==== ROWS

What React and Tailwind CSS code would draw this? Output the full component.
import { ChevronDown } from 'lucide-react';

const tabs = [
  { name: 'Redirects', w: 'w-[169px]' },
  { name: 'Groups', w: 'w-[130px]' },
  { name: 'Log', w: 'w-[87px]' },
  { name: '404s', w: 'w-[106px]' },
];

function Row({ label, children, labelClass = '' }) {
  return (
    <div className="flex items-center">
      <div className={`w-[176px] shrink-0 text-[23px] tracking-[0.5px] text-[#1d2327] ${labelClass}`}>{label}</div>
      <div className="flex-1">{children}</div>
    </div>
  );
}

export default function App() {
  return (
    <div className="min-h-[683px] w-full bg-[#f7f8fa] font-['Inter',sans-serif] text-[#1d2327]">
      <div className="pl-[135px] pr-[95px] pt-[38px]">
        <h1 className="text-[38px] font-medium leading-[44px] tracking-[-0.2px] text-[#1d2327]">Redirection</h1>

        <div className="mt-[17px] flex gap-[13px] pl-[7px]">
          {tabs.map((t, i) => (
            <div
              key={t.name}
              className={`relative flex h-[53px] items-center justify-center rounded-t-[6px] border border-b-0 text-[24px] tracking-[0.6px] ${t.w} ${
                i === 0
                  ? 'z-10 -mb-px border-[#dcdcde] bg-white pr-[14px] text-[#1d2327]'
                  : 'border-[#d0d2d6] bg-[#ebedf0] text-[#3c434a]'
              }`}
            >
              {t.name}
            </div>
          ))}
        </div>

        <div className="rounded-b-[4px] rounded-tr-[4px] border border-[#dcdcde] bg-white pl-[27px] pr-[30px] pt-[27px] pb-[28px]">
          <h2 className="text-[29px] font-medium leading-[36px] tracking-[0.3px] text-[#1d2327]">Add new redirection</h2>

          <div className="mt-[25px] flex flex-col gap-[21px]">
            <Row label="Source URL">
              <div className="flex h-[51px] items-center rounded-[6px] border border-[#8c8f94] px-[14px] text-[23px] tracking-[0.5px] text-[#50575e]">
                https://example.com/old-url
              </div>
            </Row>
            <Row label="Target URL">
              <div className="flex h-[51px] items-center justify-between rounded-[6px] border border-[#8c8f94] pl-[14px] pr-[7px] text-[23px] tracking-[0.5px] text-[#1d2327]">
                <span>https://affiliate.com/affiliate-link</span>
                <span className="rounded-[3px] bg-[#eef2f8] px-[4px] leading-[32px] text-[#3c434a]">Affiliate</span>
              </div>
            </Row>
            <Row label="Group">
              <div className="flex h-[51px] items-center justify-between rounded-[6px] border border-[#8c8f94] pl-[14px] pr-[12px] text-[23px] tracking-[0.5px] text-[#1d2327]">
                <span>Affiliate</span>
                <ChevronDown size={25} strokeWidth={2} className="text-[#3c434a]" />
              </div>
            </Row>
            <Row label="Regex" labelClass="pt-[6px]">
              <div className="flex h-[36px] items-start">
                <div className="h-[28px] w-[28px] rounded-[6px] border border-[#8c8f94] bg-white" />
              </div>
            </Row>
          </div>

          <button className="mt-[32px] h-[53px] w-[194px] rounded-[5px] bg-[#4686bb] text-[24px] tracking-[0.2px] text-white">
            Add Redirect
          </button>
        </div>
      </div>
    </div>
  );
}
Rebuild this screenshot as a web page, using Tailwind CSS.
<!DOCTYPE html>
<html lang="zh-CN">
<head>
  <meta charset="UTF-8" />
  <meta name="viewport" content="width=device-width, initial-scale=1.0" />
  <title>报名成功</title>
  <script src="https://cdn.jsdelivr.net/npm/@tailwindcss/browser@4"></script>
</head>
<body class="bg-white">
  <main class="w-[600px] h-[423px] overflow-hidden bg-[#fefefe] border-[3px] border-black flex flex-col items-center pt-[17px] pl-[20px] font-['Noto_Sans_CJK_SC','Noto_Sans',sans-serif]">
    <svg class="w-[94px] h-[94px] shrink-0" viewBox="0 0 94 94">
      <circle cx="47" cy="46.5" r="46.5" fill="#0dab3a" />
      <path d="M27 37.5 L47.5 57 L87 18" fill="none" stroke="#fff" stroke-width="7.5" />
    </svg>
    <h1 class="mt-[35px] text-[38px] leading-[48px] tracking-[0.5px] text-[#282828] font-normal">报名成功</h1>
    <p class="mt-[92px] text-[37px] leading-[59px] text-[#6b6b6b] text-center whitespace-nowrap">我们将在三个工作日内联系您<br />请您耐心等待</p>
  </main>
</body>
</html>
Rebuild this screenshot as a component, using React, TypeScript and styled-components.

========

BRIEF =>
Return all the data above once more, precisely as given.

SOLUTION TO THIS TASK =>
What React and Tailwind CSS code would draw this? Output the full component.
import { ChevronDown } from 'lucide-react';

const tabs = [
  { name: 'Redirects', w: 'w-[169px]' },
  { name: 'Groups', w: 'w-[130px]' },
  { name: 'Log', w: 'w-[87px]' },
  { name: '404s', w: 'w-[106px]' },
];

function Row({ label, children, labelClass = '' }) {
  return (
    <div className="flex items-center">
      <div className={`w-[176px] shrink-0 text-[23px] tracking-[0.5px] text-[#1d2327] ${labelClass}`}>{label}</div>
      <div className="flex-1">{children}</div>
    </div>
  );
}

export default function App() {
  return (
    <div className="min-h-[683px] w-full bg-[#f7f8fa] font-['Inter',sans-serif] text-[#1d2327]">
      <div className="pl-[135px] pr-[95px] pt-[38px]">
        <h1 className="text-[38px] font-medium leading-[44px] tracking-[-0.2px] text-[#1d2327]">Redirection</h1>

        <div className="mt-[17px] flex gap-[13px] pl-[7px]">
          {tabs.map((t, i) => (
            <div
              key={t.name}
              className={`relative flex h-[53px] items-center justify-center rounded-t-[6px] border border-b-0 text-[24px] tracking-[0.6px] ${t.w} ${
                i === 0
                  ? 'z-10 -mb-px border-[#dcdcde] bg-white pr-[14px] text-[#1d2327]'
                  : 'border-[#d0d2d6] bg-[#ebedf0] text-[#3c434a]'
              }`}
            >
              {t.name}
            </div>
          ))}
        </div>

        <div className="rounded-b-[4px] rounded-tr-[4px] border border-[#dcdcde] bg-white pl-[27px] pr-[30px] pt-[27px] pb-[28px]">
          <h2 className="text-[29px] font-medium leading-[36px] tracking-[0.3px] text-[#1d2327]">Add new redirection</h2>

          <div className="mt-[25px] flex flex-col gap-[21px]">
            <Row label="Source URL">
              <div className="flex h-[51px] items-center rounded-[6px] border border-[#8c8f94] px-[14px] text-[23px] tracking-[0.5px] text-[#50575e]">
                https://example.com/old-url
              </div>
            </Row>
            <Row label="Target URL">
              <div className="flex h-[51px] items-center justify-between rounded-[6px] border border-[#8c8f94] pl-[14px] pr-[7px] text-[23px] tracking-[0.5px] text-[#1d2327]">
                <span>https://affiliate.com/affiliate-link</span>
                <span className="rounded-[3px] bg-[#eef2f8] px-[4px] leading-[32px] text-[#3c434a]">Affiliate</span>
              </div>
            </Row>
            <Row label="Group">
              <div className="flex h-[51px] items-center justify-between rounded-[6px] border border-[#8c8f94] pl-[14px] pr-[12px] text-[23px] tracking-[0.5px] text-[#1d2327]">
                <span>Affiliate</span>
                <ChevronDown size={25} strokeWidth={2} className="text-[#3c434a]" />
              </div>
            </Row>
            <Row label="Regex" labelClass="pt-[6px]">
              <div className="flex h-[36px] items-start">
                <div className="h-[28px] w-[28px] rounded-[6px] border border-[#8c8f94] bg-white" />
              </div>
            </Row>
          </div>

          <button className="mt-[32px] h-[53px] w-[194px] rounded-[5px] bg-[#4686bb] text-[24px] tracking-[0.2px] text-white">
            Add Redirect
          </button>
        </div>
      </div>
    </div>
  );
}
Rebuild this screenshot as a web page, using Tailwind CSS.
<!DOCTYPE html>
<html lang="zh-CN">
<head>
  <meta charset="UTF-8" />
  <meta name="viewport" content="width=device-width, initial-scale=1.0" />
  <title>报名成功</title>
  <script src="https://cdn.jsdelivr.net/npm/@tailwindcss/browser@4"></script>
</head>
<body class="bg-white">
  <main class="w-[600px] h-[423px] overflow-hidden bg-[#fefefe] border-[3px] border-black flex flex-col items-center pt-[17px] pl-[20px] font-['Noto_Sans_CJK_SC','Noto_Sans',sans-serif]">
    <svg class="w-[94px] h-[94px] shrink-0" viewBox="0 0 94 94">
      <circle cx="47" cy="46.5" r="46.5" fill="#0dab3a" />
      <path d="M27 37.5 L47.5 57 L87 18" fill="none" stroke="#fff" stroke-width="7.5" />
    </svg>
    <h1 class="mt-[35px] text-[38px] leading-[48px] tracking-[0.5px] text-[#282828] font-normal">报名成功</h1>
    <p class="mt-[92px] text-[37px] leading-[59px] text-[#6b6b6b] text-center whitespace-nowrap">我们将在三个工作日内联系您<br />请您耐心等待</p>
  </main>
</body>
</html>
Rebuild this screenshot as a component, using React, TypeScript and styled-components.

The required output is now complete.